**Source excerpt**
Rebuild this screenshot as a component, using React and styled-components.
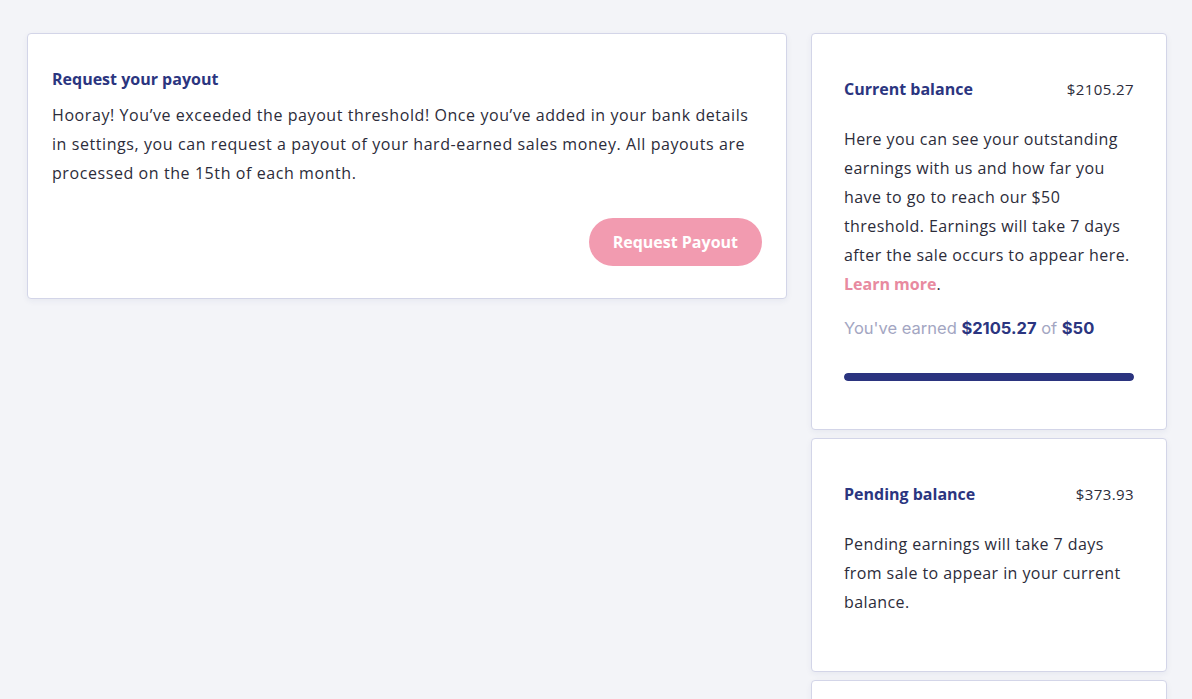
import React from "react";
import styled, { createGlobalStyle } from "styled-components";

const Global = createGlobalStyle`
  html, body { margin: 0; padding: 0; background: #f3f4f8; }
  body { font-family: "Open Sans", Lato, sans-serif; color: #2c2c3a; overflow: hidden; }
  * { box-sizing: border-box; }
`;

const Page = styled.div`
  display: grid;
  grid-template-columns: 1fr 356px;
  column-gap: 24px;
  align-items: start;
  padding: 33px 25px 0 27px;
  height: 699px;
`;

const Card = styled.section`
  background: #fff;
  border: 1px solid #d3d5e8;
  border-radius: 4px;
  box-shadow: 0 2px 6px rgba(40, 50, 120, 0.06);
`;

const PayoutCard = styled(Card)`
  padding: 35px 24px 32px 24px;
  display: flex;
  flex-direction: column;
`;

const Column = styled.div`
  display: flex;
  flex-direction: column;
  gap: 8px;
`;

const BalanceCard = styled(Card)`
  padding: ${(p) => p.$pad};
  min-height: ${(p) => p.$minH || "0"};
`;

const Title = styled.h2`
  margin: 0;
  font-size: 16px;
  line-height: 20px;
  font-weight: 700;
  color: #2b3580;
`;

const Body = styled.p`
  margin: ${(p) => p.$m || "0"};
  font-size: 16px;
  line-height: 29px;
  letter-spacing: ${(p) => p.$ls || "0.35px"};
  color: #2c2c3a;
`;

const Actions = styled.div`
  display: flex;
  justify-content: flex-end;
  margin-top: 30px;
`;

const Button = styled.button`
  height: 48px;
  padding: 0 24px;
  border: none;
  border-radius: 24px;
  background: #f29bb0;
  color: #fff;
  font-family: inherit;
  font-size: 16px;
  font-weight: 700;
  cursor: pointer;
`;

const Header = styled.div`
  display: flex;
  justify-content: space-between;
  align-items: center;
  height: 24px;
`;

const Amount = styled.span`
  font-size: 15px;
  letter-spacing: 0.4px;
  color: #2c2c3a;
`;

const Link = styled.a`
  color: #e88aa0;
  font-weight: 700;
  letter-spacing: 0;
  text-decoration: none;
`;

const Earned = styled.div`
  margin-top: 17px;
  font-family: Inter, sans-serif;
  font-size: 16.5px;
  line-height: 24px;
  color: #a3a6c2;
  b { color: #2b3580; font-weight: 700; }
`;

const Track = styled.div`
  margin-top: 33px;
  height: 8px;
  border-radius: 4px;
  background: #e6e8f2;
  overflow: hidden;
`;

const Fill = styled.div`
  height: 100%;
  background: #2b347f;
  border-radius: 4px;
`;

export default function App() {
  const earned = 2105.27;
  const threshold = 50;
  const pct = Math.min(100, (earned / threshold) * 100);
  return (
    <>
      <Global />
      <Page>
        <PayoutCard>
          <Title>Request your payout</Title>
          <Body $m="12px 0 0" $ls="0.58px">
            Hooray! You’ve exceeded the payout threshold! Once you’ve added in your bank details
            in settings, you can request a payout of your hard-earned sales money. All payouts are
            processed on the 15th of each month.
          </Body>
          <Actions>
            <Button>Request Payout</Button>
          </Actions>
        </PayoutCard>
        <Column>
          <BalanceCard $pad="43px 32px 48px 32px">
            <Header>
              <Title>Current balance</Title>
              <Amount>$2105.27</Amount>
            </Header>
            <Body $m="24px 0 0" $ls="0.42px">
              Here you can see your outstanding earnings with us and how far you have to go to
              reach our $50 threshold. Earnings will take 7 days after the sale occurs to appear
              here. <Link href="#">Learn more</Link>.
            </Body>
            <Earned>
              You've earned <b>$2105.27</b> of <b>$50</b>
            </Earned>
            <Track>
              <Fill style={{ width: `${pct}%` }} />
            </Track>
          </BalanceCard>
          <BalanceCard $pad="43px 32px 54px 32px">
            <Header>
              <Title>Pending balance</Title>
              <Amount>$373.93</Amount>
            </Header>
            <Body $m="24px 0 0" $ls="0.42px">
              Pending earnings will take 7 days from sale to appear in your current balance.
            </Body>
          </BalanceCard>
          <BalanceCard $pad="43px 32px" $minH="120px" />
        </Column>
      </Page>
    </>
  );
}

**The exercise**
Without the pictures, write out the whole listing above exactly as it appears.

**Expected answer**
Rebuild this screenshot as a component, using React and styled-components.
import React from "react";
import styled, { createGlobalStyle } from "styled-components";

const Global = createGlobalStyle`
  html, body { margin: 0; padding: 0; background: #f3f4f8; }
  body { font-family: "Open Sans", Lato, sans-serif; color: #2c2c3a; overflow: hidden; }
  * { box-sizing: border-box; }
`;

const Page = styled.div`
  display: grid;
  grid-template-columns: 1fr 356px;
  column-gap: 24px;
  align-items: start;
  padding: 33px 25px 0 27px;
  height: 699px;
`;

const Card = styled.section`
  background: #fff;
  border: 1px solid #d3d5e8;
  border-radius: 4px;
  box-shadow: 0 2px 6px rgba(40, 50, 120, 0.06);
`;

const PayoutCard = styled(Card)`
  padding: 35px 24px 32px 24px;
  display: flex;
  flex-direction: column;
`;

const Column = styled.div`
  display: flex;
  flex-direction: column;
  gap: 8px;
`;

const BalanceCard = styled(Card)`
  padding: ${(p) => p.$pad};
  min-height: ${(p) => p.$minH || "0"};
`;

const Title = styled.h2`
  margin: 0;
  font-size: 16px;
  line-height: 20px;
  font-weight: 700;
  color: #2b3580;
`;

const Body = styled.p`
  margin: ${(p) => p.$m || "0"};
  font-size: 16px;
  line-height: 29px;
  letter-spacing: ${(p) => p.$ls || "0.35px"};
  color: #2c2c3a;
`;

const Actions = styled.div`
  display: flex;
  justify-content: flex-end;
  margin-top: 30px;
`;

const Button = styled.button`
  height: 48px;
  padding: 0 24px;
  border: none;
  border-radius: 24px;
  background: #f29bb0;
  color: #fff;
  font-family: inherit;
  font-size: 16px;
  font-weight: 700;
  cursor: pointer;
`;

const Header = styled.div`
  display: flex;
  justify-content: space-between;
  align-items: center;
  height: 24px;
`;

const Amount = styled.span`
  font-size: 15px;
  letter-spacing: 0.4px;
  color: #2c2c3a;
`;

const Link = styled.a`
  color: #e88aa0;
  font-weight: 700;
  letter-spacing: 0;
  text-decoration: none;
`;

const Earned = styled.div`
  margin-top: 17px;
  font-family: Inter, sans-serif;
  font-size: 16.5px;
  line-height: 24px;
  color: #a3a6c2;
  b { color: #2b3580; font-weight: 700; }
`;

const Track = styled.div`
  margin-top: 33px;
  height: 8px;
  border-radius: 4px;
  background: #e6e8f2;
  overflow: hidden;
`;

const Fill = styled.div`
  height: 100%;
  background: #2b347f;
  border-radius: 4px;
`;

export default function App() {
  const earned = 2105.27;
  const threshold = 50;
  const pct = Math.min(100, (earned / threshold) * 100);
  return (
    <>
      <Global />
      <Page>
        <PayoutCard>
          <Title>Request your payout</Title>
          <Body $m="12px 0 0" $ls="0.58px">
            Hooray! You’ve exceeded the payout threshold! Once you’ve added in your bank details
            in settings, you can request a payout of your hard-earned sales money. All payouts are
            processed on the 15th of each month.
          </Body>
          <Actions>
            <Button>Request Payout</Button>
          </Actions>
        </PayoutCard>
        <Column>
          <BalanceCard $pad="43px 32px 48px 32px">
            <Header>
              <Title>Current balance</Title>
              <Amount>$2105.27</Amount>
            </Header>
            <Body $m="24px 0 0" $ls="0.42px">
              Here you can see your outstanding earnings with us and how far you have to go to
              reach our $50 threshold. Earnings will take 7 days after the sale occurs to appear
              here. <Link href="#">Learn more</Link>.
            </Body>
            <Earned>
              You've earned <b>$2105.27</b> of <b>$50</b>
            </Earned>
            <Track>
              <Fill style={{ width: `${pct}%` }} />
            </Track>
          </BalanceCard>
          <BalanceCard $pad="43px 32px 54px 32px">
            <Header>
              <Title>Pending balance</Title>
              <Amount>$373.93</Amount>
            </Header>
            <Body $m="24px 0 0" $ls="0.42px">
              Pending earnings will take 7 days from sale to appear in your current balance.
            </Body>
          </BalanceCard>
          <BalanceCard $pad="43px 32px" $minH="120px" />
        </Column>
      </Page>
    </>
  );
}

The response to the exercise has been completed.